Aim
Please set down exactly the lines of the listing below from the line containing "What React and" through the line containing "import React from 'react';", both lines included, leaving out all other lines.

++++ Data extract ++++

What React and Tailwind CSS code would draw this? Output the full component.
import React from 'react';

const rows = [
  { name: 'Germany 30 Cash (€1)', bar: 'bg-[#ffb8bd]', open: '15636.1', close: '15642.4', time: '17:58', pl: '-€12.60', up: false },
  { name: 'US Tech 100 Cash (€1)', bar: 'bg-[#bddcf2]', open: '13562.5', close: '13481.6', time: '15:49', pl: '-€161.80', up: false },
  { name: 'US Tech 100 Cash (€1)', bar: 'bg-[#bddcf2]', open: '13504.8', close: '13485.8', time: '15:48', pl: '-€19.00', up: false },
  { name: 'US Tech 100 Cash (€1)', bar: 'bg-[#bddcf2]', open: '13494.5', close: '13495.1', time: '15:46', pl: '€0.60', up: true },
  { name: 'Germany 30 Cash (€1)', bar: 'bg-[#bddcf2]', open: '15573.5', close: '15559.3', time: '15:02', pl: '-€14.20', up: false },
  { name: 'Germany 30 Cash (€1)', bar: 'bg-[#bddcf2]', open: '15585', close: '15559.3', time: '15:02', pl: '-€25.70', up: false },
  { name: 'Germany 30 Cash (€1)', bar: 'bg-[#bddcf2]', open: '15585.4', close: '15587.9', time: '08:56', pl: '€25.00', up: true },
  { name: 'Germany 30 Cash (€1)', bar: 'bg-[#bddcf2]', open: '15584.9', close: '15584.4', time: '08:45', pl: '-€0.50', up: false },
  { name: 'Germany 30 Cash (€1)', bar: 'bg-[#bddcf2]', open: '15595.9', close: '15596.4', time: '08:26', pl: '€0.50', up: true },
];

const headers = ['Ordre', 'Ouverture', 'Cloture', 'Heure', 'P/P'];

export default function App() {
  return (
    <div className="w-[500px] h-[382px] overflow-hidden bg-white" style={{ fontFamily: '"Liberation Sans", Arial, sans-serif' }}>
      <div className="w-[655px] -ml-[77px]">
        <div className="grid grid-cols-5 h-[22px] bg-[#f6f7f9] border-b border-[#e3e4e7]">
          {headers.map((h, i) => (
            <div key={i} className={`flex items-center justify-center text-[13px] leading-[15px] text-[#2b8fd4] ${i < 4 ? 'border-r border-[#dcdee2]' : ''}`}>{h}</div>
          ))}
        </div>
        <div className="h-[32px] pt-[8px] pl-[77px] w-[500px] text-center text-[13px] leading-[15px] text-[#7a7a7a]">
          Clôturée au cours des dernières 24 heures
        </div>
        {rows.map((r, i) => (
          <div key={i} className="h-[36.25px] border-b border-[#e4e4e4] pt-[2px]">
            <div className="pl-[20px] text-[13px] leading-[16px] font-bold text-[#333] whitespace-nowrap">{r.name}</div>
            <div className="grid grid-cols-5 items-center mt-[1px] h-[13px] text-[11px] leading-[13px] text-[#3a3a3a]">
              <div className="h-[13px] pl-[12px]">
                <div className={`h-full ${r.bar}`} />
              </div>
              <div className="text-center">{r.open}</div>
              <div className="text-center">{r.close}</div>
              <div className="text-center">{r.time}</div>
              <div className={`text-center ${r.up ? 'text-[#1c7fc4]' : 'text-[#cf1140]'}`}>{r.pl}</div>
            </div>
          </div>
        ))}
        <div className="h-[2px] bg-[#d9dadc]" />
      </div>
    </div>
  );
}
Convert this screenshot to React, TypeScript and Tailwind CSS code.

++++
++++ Data extract ++++

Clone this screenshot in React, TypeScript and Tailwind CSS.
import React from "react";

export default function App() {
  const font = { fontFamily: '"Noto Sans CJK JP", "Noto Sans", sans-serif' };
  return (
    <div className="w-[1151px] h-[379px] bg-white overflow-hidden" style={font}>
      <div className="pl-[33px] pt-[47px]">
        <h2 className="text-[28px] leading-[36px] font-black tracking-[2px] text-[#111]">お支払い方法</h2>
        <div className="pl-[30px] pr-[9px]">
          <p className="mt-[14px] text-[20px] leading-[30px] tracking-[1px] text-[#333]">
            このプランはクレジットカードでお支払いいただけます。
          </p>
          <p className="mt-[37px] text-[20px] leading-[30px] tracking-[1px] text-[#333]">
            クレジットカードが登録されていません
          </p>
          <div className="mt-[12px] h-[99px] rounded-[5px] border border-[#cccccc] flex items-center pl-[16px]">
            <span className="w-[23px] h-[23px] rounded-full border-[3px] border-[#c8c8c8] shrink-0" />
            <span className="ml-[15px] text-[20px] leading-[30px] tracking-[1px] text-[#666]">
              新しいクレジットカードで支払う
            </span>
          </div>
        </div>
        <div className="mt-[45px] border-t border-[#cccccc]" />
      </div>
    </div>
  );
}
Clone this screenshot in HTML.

++++

Expected answer
What React and Tailwind CSS code would draw this? Output the full component.
import React from 'react';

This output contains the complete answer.